Oddly enough, a lot of this bullsh** appeared in William Saletan’s cri de coeur which I wrote about over the weekend.

The RNC has responded, and here are their main points:

1. Ms. Newbold had limited firsthand knowledge on particular security applicants and, instead, focused her testimony primarily on problems with her supervisor.

2. Ms. Newbold testified that Kline overruled her recommendation with respect to Senior White House Official 1, but she has no direct knowledge as to why.

3. Ms. Newbold said she did not “work” on Senior White House Official 2’s application, but she would recommend against a clearance.

4. Ms. Newbold testified that Kline directed her to change her determination for a third White House Official, but that official never obtained a final security clearance.

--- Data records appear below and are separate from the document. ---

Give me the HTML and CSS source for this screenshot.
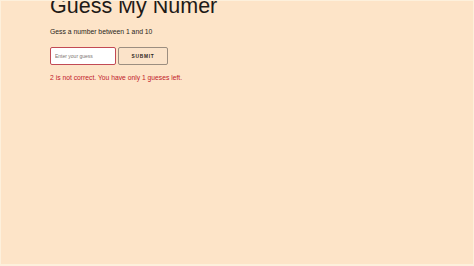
FILE: index.html
```html
<!DOCTYPE html>
<html lang="en">
<head>
<meta charset="utf-8">
<title>Guess My Number</title>
<link rel="stylesheet" href="styles.css">
</head>
<body>
<main class="page">
  <h1 class="title">Guess My Numer</h1>
  <p class="intro">Gess a number between 1 and 10</p>
  <form class="guess-form">
    <input class="guess-input" type="text" placeholder="Enter your guess">
    <button class="submit-btn" type="button">SUBMIT</button>
  </form>
  <p class="message">2 is not correct. You have only 1 gueses left.</p>
</main>
</body>
</html>
```

FILE: styles.css
```css
html {
  margin: 0;
  padding: 0;
  background: #fdf0dc;
  height: 100%;
}
body {
  margin: 1px 1px 2px 1px;
  height: calc(100% - 3px);
  background: #fde4c8;
  font-family: "Liberation Sans", Arial, sans-serif;
  overflow: hidden;
}
.page {
  padding-left: 49px;
}
.title {
  margin: -5px 0 0 0;
  font-size: 21.5px;
  line-height: 21px;
  font-weight: normal;
  color: #1e1a17;
}
.intro {
  margin: 10px 0 0 0;
  font-size: 6.8px;
  line-height: 9px;
  color: #2a2420;
}
.guess-form {
  display: flex;
  gap: 2px;
  margin-top: 11px;
}
.guess-input {
  box-sizing: border-box;
  width: 66px;
  height: 18px;
  margin: 0;
  padding: 0 4px;
  border: 1px solid #c24a55;
  border-radius: 2px;
  background: #ffffff;
  font-family: "Liberation Sans", Arial, sans-serif;
  font-size: 5px;
  outline: none;
}
.guess-input::placeholder {
  color: #7a7470;
}
.submit-btn {
  box-sizing: border-box;
  width: 50px;
  height: 18px;
  margin: 0;
  padding: 0;
  border: 1px solid #9c8e80;
  border-radius: 2px;
  background: #fbe3c9;
  font-family: "Liberation Sans", Arial, sans-serif;
  font-size: 4.8px;
  font-weight: bold;
  letter-spacing: 0.8px;
  color: #2e2620;
}
.message {
  margin: 8px 0 0 0;
  font-size: 6.75px;
  line-height: 9px;
  color: #c2202a;
}
```
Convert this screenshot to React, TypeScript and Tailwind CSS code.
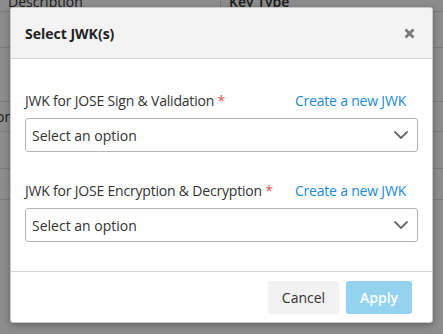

5. Ms. Newbold testified that Kline overruled her on 25 applications—from senior White House officials to nonpolitical employees.

6. Ms. Newbold has filed EEOC and OSC complaints about her work environment at the White House, suggesting she is unhappy with her office.

7. Ms. Newbold has registered several complaints about Kline, her office, and other White House officials.

8. Ms. Newbold acknowledged that the President has ultimate control over security clearances, and that the Trump Administration is improving the process.


This exercise should be viewed for exactly what it is: a disgruntled employee bitching about her boss’s decisions and using a Congressional committee to grind her ax and bolster the grievances she has filed while, at the same time, giving her the bureaucratic Immunity Idol. (The NYT story is titled: White House Whistle-Blower Did the Unexpected: She Returned to Work like it is an act of bravery; unless this woman commits a violent felony at work she is absolutely bulletproof.)

The President absolutely has the authority to grant security clearances where, in his opinion, there is no risk. In the case of Jared Kushner, the decision to not grant a clearance reeks of a political hit more than a reasoned judgment. Claiming that the President’s son-in-law is a security risk is really hard to rationally justify. The flip side to that is that if his judgment proves wrong, then he owns the damage.